Старый генерал неизменен и равен самому себе и тогда, когда протестует против свободомыслия и опасной наклонности «обсуждать то, что обсуждению не подлежит»; и тогда, когда в своем «прожекте» высказывается в том духе, что вредно поощрять мелких чиновников, а оклады следует увеличивать только «председателям и членам присутствия», ибо старший чиновник своим довольным видом призван поддерживать величие власти, а младший должен оставаться робок и «трепетен».

«Государственный ум» Крутицкого тщится коснуться всего разом, разрешить все вопросы и ничего не оставить без своего благодетельного попечения и совета. Особенно заботится Крутицкий о восстановлении нравственности в. молодом поколении. Ему кажется, что если среди молодых людей наблюдается упадок «деликатных, тонких чувств», то причину этого следует искать в современной литературе и театре: все это «оттого, что на театре трагедий не дают».

Его программа исправления нравов решительна и проста: давать через день для дворян трагедии Сумарокова и Озерова, до которых сам генерал большой охотник, а «для простого народу продажу сбитня дозволить».

Герой Островского осмеян здесь дважды. Во-первых, смешны его театральные вкусы и пристрастия, которые все в отжившем и покрытом пылью прошлом, С каким пафосом читает Крутицкий звучащие анахронизмом высокопарные строфы из трагедий Озерова!

При вести таковой задумчив пребываешь; Вздыханья тяжкие в груди своей скрываешь, И горечь мрачная в чертах твоих видна! или: Когда Россиянин решится слово дать, То без стыда ему не может изменять.

Надутая чувствительность, по известному словцу П. А. Вяземского, «квасной патриотизм»… Но дело не только в этом. Смешны, нелепы и общие понятия генерала о путях исправления действительности.

Бюрократический идеализм повелевает думать, что если простой народ пьет много водки, то это от того, что в продаже нет сбитня, а если молодежь портится, то повинно в этом искусство, худо на нее влияющее. Реальные отношения перевернуты, следствию придано значение причины, зато в душе генерала разлита счастливая уверенность, будто отыскан источник зла и есть куда отвести гнев и к чему приложить административное рвение.

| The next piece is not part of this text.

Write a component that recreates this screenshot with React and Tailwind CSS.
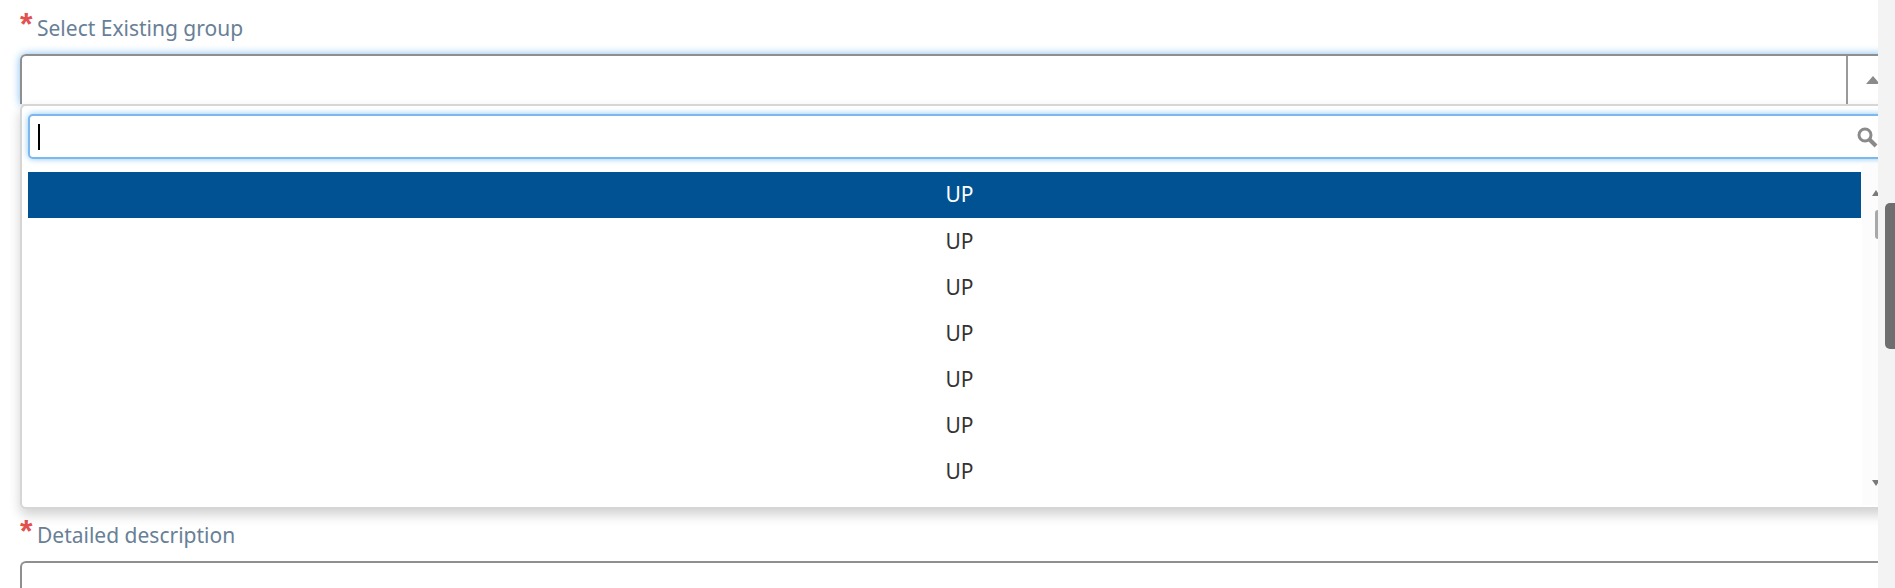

В последнем действии Островский заставляет Крутицкого в разговоре с Мамаевым снова коснуться темы театрального репертуара и проясняет его взгляд до конца. Генерал отрицает комедию, как жанр, потому что «комедия изображает низкое, а трагедия высокое, а нам высокое-то и нужно». Требование «высокого» на театре, пафос воспитания «деликатных чувств» вполне гармонично уживается в голове Крутицкого со столь низкой прозою, как увеличение окладов «председателю к членам».

Не надо ставить под сомнение искренность старого генерала или пытаться поймать его на противоречии, нескладице в мыслях. Корыстный классовый интерес, совпадающий с интересом личным, нередко выступает в мистифицирующей оболочке бескорыстной заботы об обществе в целом. Крутицкий высказывается, к примеру, против реформы, исходя как будто из соображений «высших», государственных.

Он искренне убежден в своей правоте. Но надо ли говорить, что его «охранительный» пыл много потерял бы в своей горячности, если бы за этим не стояли кровные выгоды.

В глазах людей, однако, высокие побуждения и чувства, бескорыстие и личная материальная незаинтересованность имеют столь очевидную притягательность, что нет такого реакционера и корыстолюбца, который посмел бы этим пренебречь. Люди, подобные Крутицкому, способны легко забывать, из чего они, в сущности, хлопочут; они тешатся иллюзиями бескорыстия, настраивают себя на то, что они защитники «чистой идеи» класса, представляющего интересы всего общества.